#### Stored data
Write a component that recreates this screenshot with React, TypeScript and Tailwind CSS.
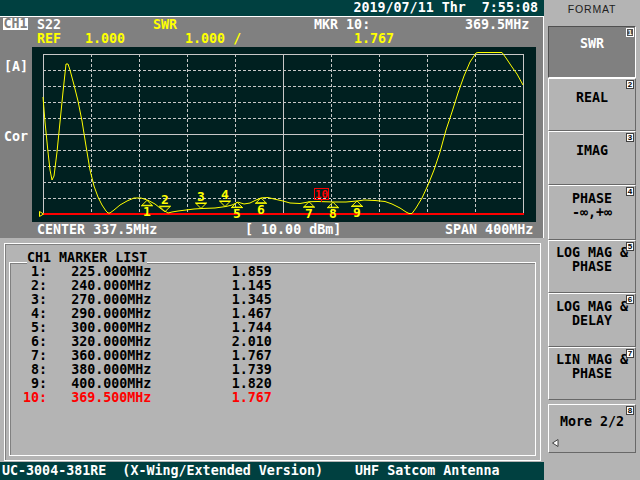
import React from 'react';

const mono = "font-['DejaVu_Sans_Mono','Liberation_Mono',monospace]";

const markerRows = [
  ['1', '225.000MHz', '1.859'],
  ['2', '240.000MHz', '1.145'],
  ['3', '270.000MHz', '1.345'],
  ['4', '290.000MHz', '1.467'],
  ['5', '300.000MHz', '1.744'],
  ['6', '320.000MHz', '2.010'],
  ['7', '360.000MHz', '1.767'],
  ['8', '380.000MHz', '1.739'],
  ['9', '400.000MHz', '1.820'],
  ['10', '369.500MHz', '1.767'],
];

// trace in screen coords (svg viewBox matches page pixels)
const trace = [
  [43, 97], [45, 122], [48, 152], [50, 170], [52, 180], [54, 176], [57, 152], [60, 122],
  [63, 92], [66, 64], [68, 64], [70, 70], [74, 85], [78, 101], [82, 121], [86, 146],
  [90, 170], [94, 186], [98, 197], [102, 205], [106, 211], [108, 213], [110, 213],
  [114, 210], [120, 205], [127, 201], [134, 198], [141, 198], [148, 200.3], [155, 204],
  [160, 208], [164, 211], [166, 211.7], [168, 213], [172, 212], [178, 211], [186, 210],
  [194, 209], [202, 208.5], [215, 208], [226, 206.5], [232, 205], [238, 202.1], [244, 204],
  [250, 203], [256, 200], [262, 197.8], [268, 197.5], [274, 199], [283, 201], [290, 203],
  [300, 203.5], [310, 201.7], [318, 201.5], [334, 202], [346, 202], [358, 200.9],
  [364, 200], [375, 200.5], [385, 201.5], [392, 204], [400, 208], [406, 212], [409, 213.5],
  [412, 213.5], [416, 208], [422, 198], [428, 185], [434, 170], [440, 152], [446, 130],
  [452, 112], [458, 93], [464, 76], [470, 62], [476, 53], [478, 52.5], [502, 52.5],
  [506, 58], [512, 67], [517, 74], [523, 85],
];

const marks = [
  { n: '1', x: 147, y: 200.3, up: true },
  { n: '2', x: 165, y: 211.7, up: false },
  { n: '3', x: 201, y: 208.5, up: false },
  { n: '4', x: 225, y: 206.5, up: false },
  { n: '5', x: 237, y: 202.1, up: true },
  { n: '6', x: 261, y: 197.8, up: true },
  { n: '7', x: 309, y: 201.7, up: true },
  { n: '8', x: 333, y: 202.2, up: true },
  { n: '9', x: 357, y: 200.9, up: true },
];

const menu = [
  { n: '1', lines: ['SWR'], h: 'h-[52px]', pt: 'pt-[10px]', active: true },
  { n: '2', lines: ['REAL'], h: 'h-[53px]', pt: 'pt-[12px]' },
  { n: '3', lines: ['IMAG'], h: 'h-[54px]', pt: 'pt-[12px]' },
  { n: '4', lines: ['PHASE', '-∞,+∞'], h: 'h-[55px]', pt: 'pt-[6px]' },
  { n: '5', lines: ['LOG MAG &', 'PHASE'], h: 'h-[53px]', pt: 'pt-[5px]' },
  { n: '6', lines: ['LOG MAG &', 'DELAY'], h: 'h-[54px]', pt: 'pt-[6px]' },
  { n: '7', lines: ['LIN MAG &', 'PHASE'], h: 'h-[53px]', pt: 'pt-[5px]' },
];

function Graph() {
  const xs = Array.from({ length: 11 }, (_, i) => 43 + 48 * i);
  const ys = Array.from({ length: 10 }, (_, j) => 54 + 16 * j);
  return (
    <svg width={504} height={175} viewBox="32 47 504 175" className="block bg-[#002020]" shapeRendering="crispEdges">
      {xs.map((x, i) => (
        <line key={'v' + i} x1={x + 0.5} y1={54} x2={x + 0.5} y2={214} stroke="#c8c8c8" strokeWidth={1}
          strokeDasharray={i === 0 || i === 5 || i === 10 ? undefined : '3 2'} />
      ))}
      {ys.map((y, j) => (
        <line key={'h' + j} x1={43} y1={y + 0.5} x2={524} y2={y + 0.5} stroke="#c8c8c8" strokeWidth={1}
          strokeDasharray={j === 0 || j === 5 ? undefined : '3 2'} />
      ))}
      <line x1={43} y1={214} x2={524} y2={214} stroke="#ff0000" strokeWidth={2} />
      <polygon points="39.5,211.5 43.5,214 39.5,216.5" fill="none" stroke="#ffff00" strokeWidth={1} shapeRendering="auto" />
      <polyline points={trace.map((p) => p.join(',')).join(' ')} fill="none" stroke="#ffff00" strokeWidth={1} shapeRendering="auto" />
      <g shapeRendering="auto" fontFamily="DejaVu Sans Mono" fontWeight="bold" fontSize={13} fill="#ffff00">
        {marks.map((m) =>
          m.up ? (
            <g key={m.n}>
              <polygon points={`${m.x},${m.y} ${m.x - 5},${m.y + 5} ${m.x + 5},${m.y + 5}`} fill="none" stroke="#ffff00" />
              <line x1={m.x - 6} y1={m.y + 5.5} x2={m.x + 6} y2={m.y + 5.5} stroke="#ffff00" />
              <text x={m.x} y={m.y + 11.5} textAnchor="middle" dominantBaseline="central">{m.n}</text>
            </g>
          ) : (
            <g key={m.n}>
              <line x1={m.x - 6} y1={m.y - 5.5} x2={m.x + 6} y2={m.y - 5.5} stroke="#ffff00" />
              <polygon points={`${m.x},${m.y} ${m.x - 5},${m.y - 5} ${m.x + 5},${m.y - 5}`} fill="none" stroke="#ffff00" />
              <text x={m.x} y={m.y - 12} textAnchor="middle" dominantBaseline="central">{m.n}</text>
            </g>
          )
        )}
        <rect x={314.5} y={188.5} width={14} height={11} fill="none" stroke="#ff0000" />
        <text x={321.5} y={194.5} textAnchor="middle" dominantBaseline="central" fontSize={11} fill="#ff0000">10</text>
        <line x1={321.5} y1={199.5} x2={321.5} y2={202} stroke="#ff0000" />
      </g>
    </svg>
  );
}

function MenuButton({ n, lines, h, pt, active }: { n: string; lines: string[]; h: string; pt: string; active?: boolean }) {
  return (
    <div
      className={`relative flex flex-col items-center ${h} ${pt} border ${
        active
          ? 'bg-[#808080] text-white border-t-[#505050] border-l-[#505050] border-r-white border-b-white'
          : 'text-black border-t-white border-l-white border-r-[#686868] border-b-[#686868]'
      }`}
    >
      {lines.map((l) => (
        <div key={l} className="whitespace-pre">{l}</div>
      ))}
      <span
        className={`absolute top-[1px] right-[1px] w-[8px] h-[9px] flex items-center justify-center text-[8px] leading-[8px] border font-['Liberation_Sans',sans-serif] ${
          active ? 'bg-[#505050] text-white border-white' : 'bg-white text-black border-[#404040]'
        }`}
      >
        {n}
      </span>
    </div>
  );
}

export default function App() {
  return (
    <div className={`w-[640px] h-[480px] flex overflow-hidden bg-[#b4b4b4] ${mono} font-bold text-[13.33px] leading-[14px]`}>
      {/* left side */}
      <div className="w-[544px] flex flex-col">
        <div className="h-[16px] bg-[#004040] text-white flex justify-end pr-[6px] leading-[16px] whitespace-pre">
          2019/07/11 Thr  7:55:08
        </div>

        {/* trace panel */}
        <div className="h-[222px] bg-[#808080] border-t border-r border-white flex flex-col">
          <div className="h-[30px] pt-[1px]">
            <div className="flex h-[14px] pl-[3px] text-white whitespace-pre">
              <span className="w-[25px] h-[12px] leading-[12px] bg-white text-[#808080] text-center">CH1</span>
              <span className="w-[9px]" />
              <span className="w-[116px]">S22</span>
              <span className="w-[161px] text-[#ffff00]">SWR</span>
              <span className="w-[151px]">MKR 10:</span>
              <span>369.5MHz</span>
            </div>
            <div className="flex h-[14px] pl-[37px] text-[#ffff00] whitespace-pre">
              <span className="w-[48px]">REF</span>
              <span className="w-[100px]">1.000</span>
              <span className="w-[169px]">1.000 /</span>
              <span>1.767</span>
            </div>
          </div>
          <div className="flex h-[175px]">
            <div className="w-[32px] pl-[4px] pt-[13px] text-white">
              <div>[A]</div>
              <div className="mt-[56px]">Cor</div>
            </div>
            <Graph />
          </div>
          <div className="flex pt-[1px] pl-[37px] text-white whitespace-pre">
            <span className="w-[208px]">CENTER 337.5MHz</span>
            <span className="w-[200px]">[ 10.00 dBm]</span>
            <span>SPAN 400MHz</span>
          </div>
        </div>

        {/* marker list */}
        <div className="h-[224px] pt-[5px] pl-[4px] pr-[3px]">
          <div className="h-[218px] border border-white shadow-[inset_1px_1px_0_#808080] pt-[18px] px-[4px]">
            <div className="h-[194px] border border-white shadow-[inset_1px_1px_0_#808080] text-black">
              <div className="-mt-[12px] ml-[17px] w-fit bg-[#b4b4b4]">CH1 MARKER LIST</div>
              <div className="pl-[13px]">
                {markerRows.map(([n, f, v]) => (
                  <div key={n} className={`whitespace-pre ${n === '10' ? 'text-[#ff0000]' : ''}`}>
                    {`${n.padStart(2, ' ')}:   ${f}          ${v}`}
                  </div>
                ))}
              </div>
            </div>
          </div>
        </div>

        <div className="h-[18px] bg-[#004040] text-white pt-[2px] pl-[2px] whitespace-pre">
          UC-3004-381RE  (X-Wing/Extended Version)    UHF Satcom Antenna
        </div>
      </div>

      {/* softkey menu */}
      <div className="w-[96px] flex flex-col px-[4px]">
        <div className="h-[26px] pt-[3px] text-center font-normal text-[10.5px] leading-[12px] tracking-[0.8px] text-[#202020] font-['Liberation_Sans',sans-serif]">
          FORMAT
        </div>
        {menu.map((m) => (
          <MenuButton key={m.n} {...m} />
        ))}
        <div className="mt-[4px] h-[49px] pt-[10px] border border-t-white border-l-white border-r-[#686868] border-b-[#686868] flex flex-col items-center relative">
          <div className="whitespace-pre">More 2/2</div>
          <svg width={7} height={8} className="self-start ml-[3px] mt-[10px]">
            <polygon points="6,0.5 6,7.5 0.5,4" fill="#ffffff" stroke="#404040" strokeWidth={1} />
          </svg>
          <span className="absolute top-[1px] right-[1px] w-[8px] h-[9px] flex items-center justify-center text-[8px] leading-[8px] border bg-white text-black border-[#404040] font-['Liberation_Sans',sans-serif]">
            8
          </span>
        </div>
      </div>
    </div>
  );
}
########
## Exercise details
Pick out the lines above containing the word "React", then copy them.

## Task answer
Write a component that recreates this screenshot with React, TypeScript and Tailwind CSS.
import React from 'react';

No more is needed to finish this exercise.